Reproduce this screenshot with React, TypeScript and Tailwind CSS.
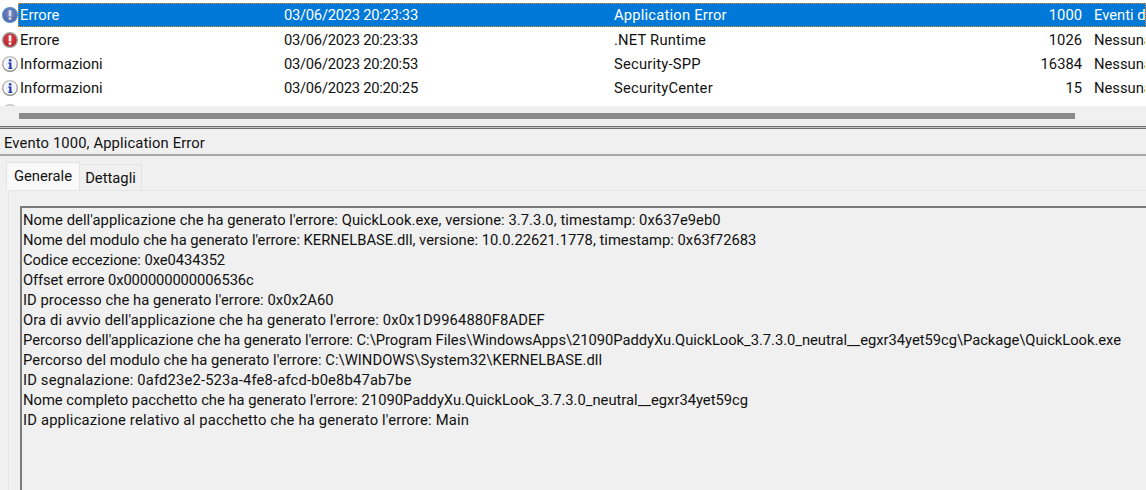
import React from "react";

type Kind = "sel" | "err" | "info";

function StatusIcon({ kind }: { kind: Kind }) {
  const id = `g-${kind}`;
  if (kind === "info") {
    return (
      <svg width="16" height="16" viewBox="0 0 16 16" className="shrink-0">
        <defs>
          <linearGradient id={id} x1="0" y1="0" x2="0" y2="1">
            <stop offset="0" stopColor="#c4c4c4" />
            <stop offset="1" stopColor="#8a8a8a" />
          </linearGradient>
        </defs>
        <circle cx="8" cy="8" r="7.3" fill="#ffffff" stroke={`url(#${id})`} strokeWidth="1.4" />
        <circle cx="8" cy="8" r="5.4" fill="#eef1fa" />
        <path d="M6.4 6.6h3v5.2h0.9v1.2h-3.9v-1.2h0.9v-4h-0.9z" fill="#2438b0" />
        <rect x="6.9" y="3.2" width="2.5" height="2.3" fill="#2438b0" />
      </svg>
    );
  }
  const sel = kind === "sel";
  return (
    <svg width="16" height="16" viewBox="0 0 16 16" className="shrink-0">
      <defs>
        <radialGradient id={id} cx="0.5" cy="0.4" r="0.65">
          <stop offset="0" stopColor={sel ? "#7f8cc4" : "#e8444a"} />
          <stop offset="1" stopColor={sel ? "#4a5d9e" : "#ad1c24"} />
        </radialGradient>
      </defs>
      <circle cx="8" cy="8" r="7.3" fill={`url(#${id})`} stroke={sel ? "#4f8ac8" : "#a0a0a0"} strokeWidth="1.4" />
      <rect x="6.7" y="3.2" width="2.6" height="6.2" fill={sel ? "#d8def2" : "#ffffff"} />
      <rect x="6.7" y="10.4" width="2.6" height="2.4" fill={sel ? "#d8def2" : "#ffffff"} />
    </svg>
  );
}

const rows: { kind: Kind; level: string; date: string; source: string; id: string; cat: string }[] = [
  { kind: "sel", level: "Errore", date: "03/06/2023 20:23:33", source: "Application Error", id: "1000", cat: "Eventi d" },
  { kind: "err", level: "Errore", date: "03/06/2023 20:23:33", source: ".NET Runtime", id: "1026", cat: "Nessuna" },
  { kind: "info", level: "Informazioni", date: "03/06/2023 20:20:53", source: "Security-SPP", id: "16384", cat: "Nessuna" },
  { kind: "info", level: "Informazioni", date: "03/06/2023 20:20:25", source: "SecurityCenter", id: "15", cat: "Nessuna" },
];

const lines: { t: string; c: string }[] = [
  { t: "Nome dell'applicazione che ha generato l'errore: QuickLook.exe, versione: 3.7.3.0, timestamp: 0x637e9eb0", c: "tracking-[0.06px]" },
  { t: "Nome del modulo che ha generato l'errore: KERNELBASE.dll, versione: 10.0.22621.1778, timestamp: 0x63f72683", c: "" },
  { t: "Codice eccezione: 0xe0434352", c: "tracking-[-0.07px]" },
  { t: "Offset errore 0x000000000006536c", c: "tracking-[-0.12px]" },
  { t: "ID processo che ha generato l'errore: 0x0x2A60", c: "tracking-[0.06px]" },
  { t: "Ora di avvio dell'applicazione che ha generato l'errore: 0x0x1D9964880F8ADEF", c: "tracking-[0.13px]" },
  { t: "Percorso dell'applicazione che ha generato l'errore: C:\\Program Files\\WindowsApps\\21090PaddyXu.QuickLook_3.7.3.0_neutral__egxr34yet59cg\\Package\\QuickLook.exe", c: "tracking-[-0.03px]" },
  { t: "Percorso del modulo che ha generato l'errore: C:\\WINDOWS\\System32\\KERNELBASE.dll", c: "tracking-[0.05px]" },
  { t: "ID segnalazione: 0afd23e2-523a-4fe8-afcd-b0e8b47ab7be", c: "tracking-[0.17px]" },
  { t: "Nome completo pacchetto che ha generato l'errore: 21090PaddyXu.QuickLook_3.7.3.0_neutral__egxr34yet59cg", c: "" },
  { t: "ID applicazione relativo al pacchetto che ha generato l'errore: Main", c: "tracking-[0.19px]" },
];

export default function App() {
  return (
    <div className="w-[1146px] h-[490px] overflow-hidden bg-[#f0f0f0] flex flex-col text-[14.75px] text-[#111] font-['Roboto',sans-serif]">
      <div className="h-[106px] shrink-0 overflow-hidden bg-white pt-[3px]">
        {rows.map((r, i) => (
          <div key={i} className={i === 0 ? "h-6 mb-px flex items-center pl-[2px]" : "h-6 flex items-center pl-[2px]"}>
            <StatusIcon kind={r.kind} />
            <div
              className={
                r.kind === "sel"
                  ? "flex-1 h-6 flex items-center pl-px bg-[#0078d7] text-white border border-dotted border-[#e8902a] whitespace-nowrap overflow-hidden"
                  : "flex-1 h-6 flex items-center pl-px border border-transparent whitespace-nowrap overflow-hidden"
              }
            >
              <span className="w-[264px] shrink-0">{r.level}</span>
              <span className="w-[330px] shrink-0 tracking-[-0.27px]">{r.date}</span>
              <span className="w-[401px] shrink-0 tracking-[0.2px]">{r.source}</span>
              <span className="w-[67px] shrink-0 text-right">{r.id}</span>
              <span className="ml-[12px] shrink-0">{r.cat}</span>
            </div>
          </div>
        ))}
        <div className="h-6 flex items-center pl-[2px]">
          <StatusIcon kind="info" />
        </div>
      </div>

      <div className="h-5 shrink-0 bg-[#f0f0f0] pl-[19px] pr-[71px] pt-[7px]">
        <div className="h-[6px] bg-[#8a8a8a]" />
      </div>

      <div className="h-[3px] shrink-0 border-y border-[#6d6d6d] bg-[#c8c8c8]" />

      <div className="h-[27px] shrink-0 border-b-2 border-[#a8a8a8] pl-1 pt-[3px] flex items-center tracking-[0.13px]">Evento 1000, Application Error</div>

      <div className="flex flex-col flex-1 pl-[6px] pt-[6px] min-h-0">
        <div className="flex items-end h-[28px] shrink-0">
          <div className="w-[74px] h-[28px] bg-[#f9f9f9] border border-b-0 border-[#e3e3e3] flex items-center justify-center">Generale</div>
          <div className="w-[62px] h-[26px] bg-[#f0f0f0] border border-b-0 border-l-0 border-[#e3e3e3] flex items-center justify-center pt-px">Dettagli</div>
        </div>
        <div className="flex-1 ml-[2px] border-t border-l border-[#e6e6e6] pl-[11px] pt-[15px] min-h-0">
          <div className="h-[400px] border-t-2 border-l-2 border-[#7a7a7a] pl-[1px] pt-[2px]">
            {lines.map((l, i) => (
              <div key={i} className={`h-5 leading-5 whitespace-nowrap ${l.c}`}>{l.t}</div>
            ))}
          </div>
        </div>
      </div>
    </div>
  );
}
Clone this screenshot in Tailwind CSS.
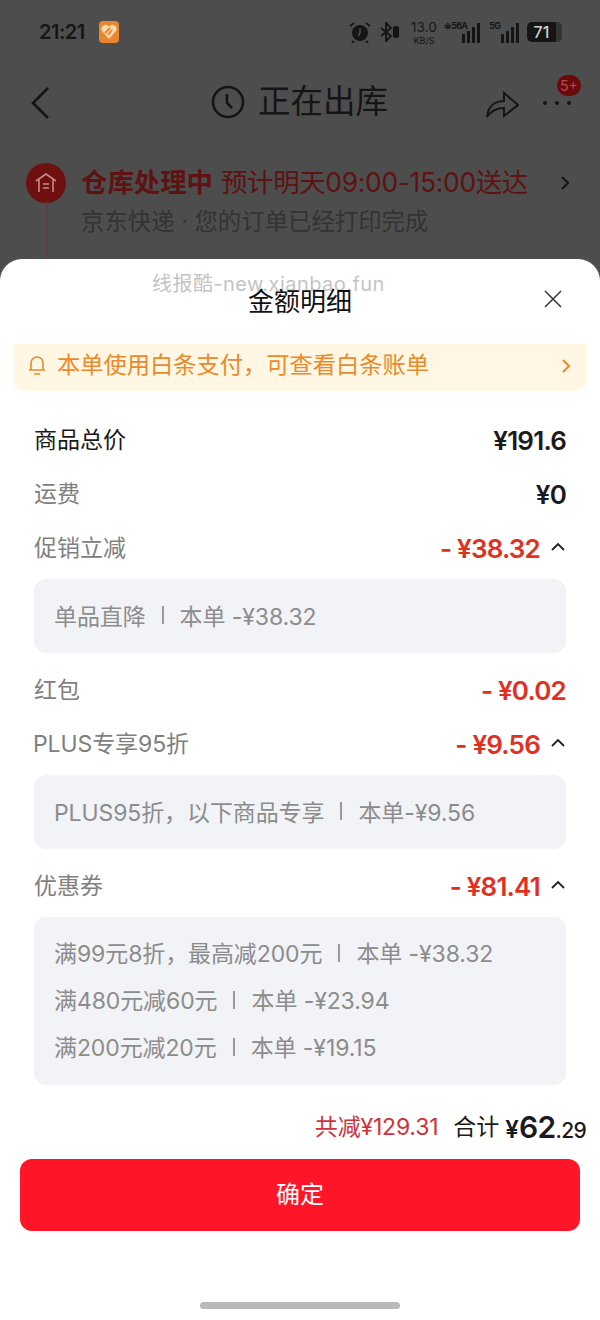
<!DOCTYPE html>
<html lang="zh">
<head>
<meta charset="UTF-8">
<title>金额明细</title>
<script src="https://cdn.jsdelivr.net/npm/@tailwindcss/browser@4"></script>
</head>
<body class="bg-[#4d4d4d] font-['Inter','Noto_Sans_CJK_SC',sans-serif]">
<div class="w-[600px] h-[1320px] flex flex-col overflow-hidden">

  <!-- page behind the sheet, dimmed -->
  <div class="h-[259px] shrink-0 flex flex-col">
    <div class="h-[64px] flex items-center justify-between pl-[39px] pr-[38px]">
      <div class="flex items-center gap-[14px]">
        <span class="text-[20px] font-semibold text-[#151515] tracking-[-0.5px]">21:21</span>
        <svg width="20" height="22" viewBox="0 0 20 22"><rect width="20" height="22" rx="4" fill="#e8872f"/><path d="M10 18 3 10a4 4 0 0 1 7-4 4 4 0 0 1 7 4z" fill="#f8d9b0"/><path d="M6 12 11 7M9 14l4-5" stroke="#e8872f" stroke-width="2"/></svg>
      </div>
      <div class="flex items-center text-[#151515]">
        <svg width="22" height="22" viewBox="0 0 22 22" class="mr-[9px]"><circle cx="11" cy="12" r="8" fill="#151515"/><path d="M11 7v5l-2 3" stroke="#4d4d4d" stroke-width="1.5" fill="none"/><path d="M1 5l4-3M21 5l-4-3M5 20l-2 2M17 20l2 2" stroke="#151515" stroke-width="2"/></svg>
        <svg width="20" height="20" viewBox="0 0 20 20" class="mr-[10px]"><path d="M1 6l10 8-5 5V1l5 5L1 14" stroke="#151515" stroke-width="2" fill="none"/><rect x="13" y="4" width="6" height="12" rx="2" fill="#151515"/></svg>
        <div class="flex flex-col items-center text-[#151515] w-[28px] mr-[6px]"><span class="text-[13px] leading-[16px] tracking-[0.3px]">13.0</span><span class="text-[9px] leading-[11px]">KB/S</span></div>
        <div class="flex items-end h-[22px] gap-[2px] mr-[9px]">
          <span class="text-[9px] font-bold self-start leading-[10px] tracking-[-0.8px] mr-[-8px] w-[24px]">≑56A</span>
          <span class="w-[3px] h-[9px] bg-[#151515]"></span><span class="w-[3px] h-[12px] bg-[#151515]"></span><span class="w-[3px] h-[16px] bg-[#151515]"></span><span class="w-[3px] h-[20px] bg-[#151515]"></span>
        </div>
        <div class="flex items-end h-[22px] gap-[2px] mr-[8px]">
          <span class="text-[9px] font-bold self-start leading-[10px] tracking-[-0.5px] mr-[-4px] w-[14px]">5G</span>
          <span class="w-[3px] h-[9px] bg-[#151515]"></span><span class="w-[3px] h-[12px] bg-[#151515]"></span><span class="w-[3px] h-[16px] bg-[#151515]"></span><span class="w-[3px] h-[20px] bg-[#151515]"></span>
        </div>
        <div class="w-[35px] h-[20px] rounded-[5px] bg-[linear-gradient(90deg,#151515_82%,#333333_82%)] text-[#d0d0d0] text-[16px] font-medium flex items-center justify-center pr-[6px]">71</div>
      </div>
    </div>

    <div class="h-[76px] flex items-center justify-between pl-[28px] pr-[29px] relative">
      <svg width="24" height="36" viewBox="0 0 24 36" fill="none" class="mt-[2px]"><path d="M20 3 5 18l15 15" stroke="#151515" stroke-width="2.6"/></svg>
      <div class="absolute left-[211px] top-[18px] flex items-center gap-[13px]">
        <svg width="34" height="34" viewBox="0 0 34 34" fill="none"><circle cx="17" cy="17" r="15" stroke="#151515" stroke-width="2.6"/><path d="M16 9v9l5 5" stroke="#151515" stroke-width="2.6"/></svg>
        <span class="text-[32.5px] leading-[40px] text-[#151515]">正在出库</span>
      </div>
      <div class="flex items-center gap-[24px] mt-[2px]">
        <svg width="34" height="32" viewBox="0 0 34 32" fill="none"><path d="M2 30C3 20 9 14 19 14V6l14 12-14 11v-8C11 21 6 24 2 30z" stroke="#151515" stroke-width="2"/></svg>
        <div class="relative flex gap-[8px]">
          <span class="size-[4px] rounded-full bg-[#151515]"></span><span class="size-[4px] rounded-full bg-[#151515]"></span><span class="size-[4px] rounded-full bg-[#151515]"></span>
          <span class="absolute -top-[26px] left-[14px] w-[24px] h-[21px] rounded-full bg-[#6b0a0a] text-[#b54a4a] text-[14px] leading-[21px] text-center">5+</span>
        </div>
      </div>
    </div>

    <div class="flex pl-[26px] pr-[28px] mt-[23px] relative">
      <div class="w-[40px] h-[40px] rounded-full bg-[#6e1010] flex items-center justify-center shrink-0">
        <svg width="24" height="22" viewBox="0 0 24 22" fill="none"><path d="M2 9 12 2l10 7M5 8v12M19 8v12M9 12h6M9 16h6" stroke="#c28a8a" stroke-width="1.6"/></svg>
      </div>
      <span class="absolute left-[46px] top-[38px] w-[1px] h-[60px] bg-[#5a3a3a]"></span>
      <div class="ml-[15px] flex-1 min-w-0">
        <div class="flex items-center h-[40px]">
          <span class="text-[26.4px] font-semibold text-[#5e1212]">仓库处理中</span>
          <span class="text-[26.4px] text-[#5e1212] ml-[8px] tracking-[-0.3px] whitespace-nowrap">预计明天09:00-15:00送达</span>
          <svg width="12" height="16" viewBox="0 0 12 16" fill="none" class="ml-auto"><path d="m2 2 6 6-6 6" stroke="#151515" stroke-width="2"/></svg>
        </div>
        <div class="text-[23.4px] leading-[38px] text-[#333333]">京东快递 · 您的订单已经打印完成</div>
      </div>
    </div>
  </div>

  <!-- bottom sheet -->
  <div class="flex-1 bg-white rounded-t-[22px] relative flex flex-col">
    <span class="absolute left-[152px] top-[12px] text-[20px] leading-[26px] text-[#c4c4c4] tracking-[0.45px]">线报酷-new.xianbao.fun</span>
    <div class="h-[85px] shrink-0 relative flex justify-center pt-[25px]">
      <span class="text-[26px] leading-[36px] text-[#111]">金额明细</span>
      <svg width="20" height="20" viewBox="0 0 20 20" fill="none" class="absolute right-[37px] top-[30px]"><path d="m2 2 16 16M18 2 2 18" stroke="#333" stroke-width="1.5"/></svg>
    </div>

    <div class="mx-[13px] h-[47px] shrink-0 rounded-b-[12px] bg-[#fff7e3] flex items-center pl-[14px] pr-[14px] text-[#e98a2c]">
      <svg width="20" height="22" viewBox="0 0 20 22" fill="none" class="mb-[6px]"><path d="M4 16V9a6 6 0 0 1 12 0v7M2 16h16M7 20h6" stroke="#e98a2c" stroke-width="1.6"/></svg>
      <span class="text-[23.25px] leading-[30px] ml-[10px] mb-[6px]">本单使用白条支付，可查看白条账单</span>
      <svg width="12" height="16" viewBox="0 0 12 16" fill="none" class="ml-auto mb-[4px]"><path d="m2 2 6 6-6 6" stroke="#e98a2c" stroke-width="2"/></svg>
    </div>

    <div class="px-[34px] mt-[28px] flex flex-col">
      <div class="h-[42px] flex items-center justify-between">
        <span class="text-[23px] text-[#1a1a1a]">商品总价</span>
        <span class="text-[26px] font-semibold text-[#1a1a22] tracking-[-0.8px]">¥191.6</span>
      </div>
      <div class="h-[42px] mt-[12px] flex items-center justify-between">
        <span class="text-[23px] text-[#808080]">运费</span>
        <span class="text-[26px] font-semibold text-[#1a1a22] tracking-[-0.8px]">¥0</span>
      </div>
      <div class="h-[42px] mt-[12px] flex items-center justify-between">
        <span class="text-[23px] text-[#808080]">促销立减</span>
        <div class="flex items-center gap-[11px]">
          <span class="text-[26px] font-semibold text-[#e2301f] tracking-[-0.8px]">- ¥38.32</span>
          <svg width="14" height="10" viewBox="0 0 14 10" fill="none" class="mr-[1px] mb-[2px]"><path d="m1 8 6-6 6 6" stroke="#222" stroke-width="1.8"/></svg>
        </div>
      </div>
      <div class="h-[74px] mt-[10px] pt-[2px] rounded-[12px] bg-[#f2f3f7] px-[20px] flex items-center text-[23px] tracking-[-0.1px] text-[#8c8c8c]">
        <span>单品直降</span><span class="w-[2px] h-[18px] bg-[#999999] mx-[16px] mb-[4px]"></span><span>本单 -¥38.32</span>
      </div>

      <div class="h-[42px] mt-[16px] flex items-center justify-between">
        <span class="text-[23px] text-[#808080]">红包</span>
        <span class="text-[26px] font-semibold text-[#e2301f] tracking-[-0.8px]">- ¥0.02</span>
      </div>
      <div class="h-[42px] mt-[12px] -ml-[1px] flex items-center justify-between">
        <span class="text-[23px] text-[#808080] tracking-[-0.1px]">PLUS专享95折</span>
        <div class="flex items-center gap-[11px]">
          <span class="text-[26px] font-semibold text-[#e2301f] tracking-[-0.8px]">- ¥9.56</span>
          <svg width="14" height="10" viewBox="0 0 14 10" fill="none" class="mr-[1px] mb-[2px]"><path d="m1 8 6-6 6 6" stroke="#222" stroke-width="1.8"/></svg>
        </div>
      </div>
      <div class="h-[74px] mt-[10px] pt-[2px] rounded-[12px] bg-[#f2f3f7] px-[20px] flex items-center text-[23px] tracking-[-0.1px] text-[#8c8c8c]">
        <span>PLUS95折，以下商品专享</span><span class="w-[2px] h-[18px] bg-[#999999] mx-[16px] mb-[4px]"></span><span>本单-¥9.56</span>
      </div>

      <div class="h-[42px] mt-[16px] flex items-center justify-between">
        <span class="text-[23px] text-[#808080]">优惠券</span>
        <div class="flex items-center gap-[11px]">
          <span class="text-[26px] font-semibold text-[#e2301f] tracking-[-0.8px]">- ¥81.41</span>
          <svg width="14" height="10" viewBox="0 0 14 10" fill="none" class="mr-[1px] mb-[2px]"><path d="m1 8 6-6 6 6" stroke="#222" stroke-width="1.8"/></svg>
        </div>
      </div>
      <div class="h-[168px] mt-[10px] rounded-[12px] bg-[#f2f3f7] px-[20px] pt-[14px] flex flex-col text-[23px] tracking-[-0.1px] leading-[47px] text-[#8c8c8c]">
        <div class="flex items-center"><span>满99元8折，最高减200元</span><span class="w-[2px] h-[18px] bg-[#999999] mx-[16px] mb-[4px]"></span><span>本单 -¥38.32</span></div>
        <div class="flex items-center"><span>满480元减60元</span><span class="w-[2px] h-[18px] bg-[#999999] mx-[16px] mb-[4px]"></span><span>本单 -¥23.94</span></div>
        <div class="flex items-center"><span>满200元减20元</span><span class="w-[2px] h-[18px] bg-[#999999] mx-[16px] mb-[4px]"></span><span>本单 -¥19.15</span></div>
      </div>
    </div>

    <div class="h-[42px] mt-[21px] pr-[14px] flex items-center justify-end">
      <span class="text-[23px] text-[#d0323a] tracking-[-0.2px]">共减¥129.31</span>
      <span class="text-[23px] text-[#1a1a1a] ml-[15px]">合计</span>
      <span class="ml-[6px] font-semibold text-[#1a1a22] text-[24px] leading-none">¥<span class="text-[30px] tracking-[-0.6px]">62</span><span class="text-[21px] font-medium tracking-[-0.7px]">.29</span></span>
    </div>

    <button class="mx-[20px] mt-[11px] h-[72px] shrink-0 rounded-[12px] bg-[#ff1528] text-white text-[24px]">确定</button>

    <div class="mt-auto mb-[11px] mx-auto w-[200px] h-[7px] rounded-full bg-[#b9b9b9]"></div>
  </div>
</div>
</body>
</html>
+ + + + + + +
• [EXERCISE INSTRUCTIONS] Pictures are excluded. Repeat exactly the lines from the one containing "Clone this screenshot in Tailwind CSS." to the one containing "h-[1320px] flex flex-col", inclusive.

• [TASK SOLUTION]
Clone this screenshot in Tailwind CSS.
<!DOCTYPE html>
<html lang="zh">
<head>
<meta charset="UTF-8">
<title>金额明细</title>
<script src="https://cdn.jsdelivr.net/npm/@tailwindcss/browser@4"></script>
</head>
<body class="bg-[#4d4d4d] font-['Inter','Noto_Sans_CJK_SC',sans-serif]">
<div class="w-[600px] h-[1320px] flex flex-col overflow-hidden">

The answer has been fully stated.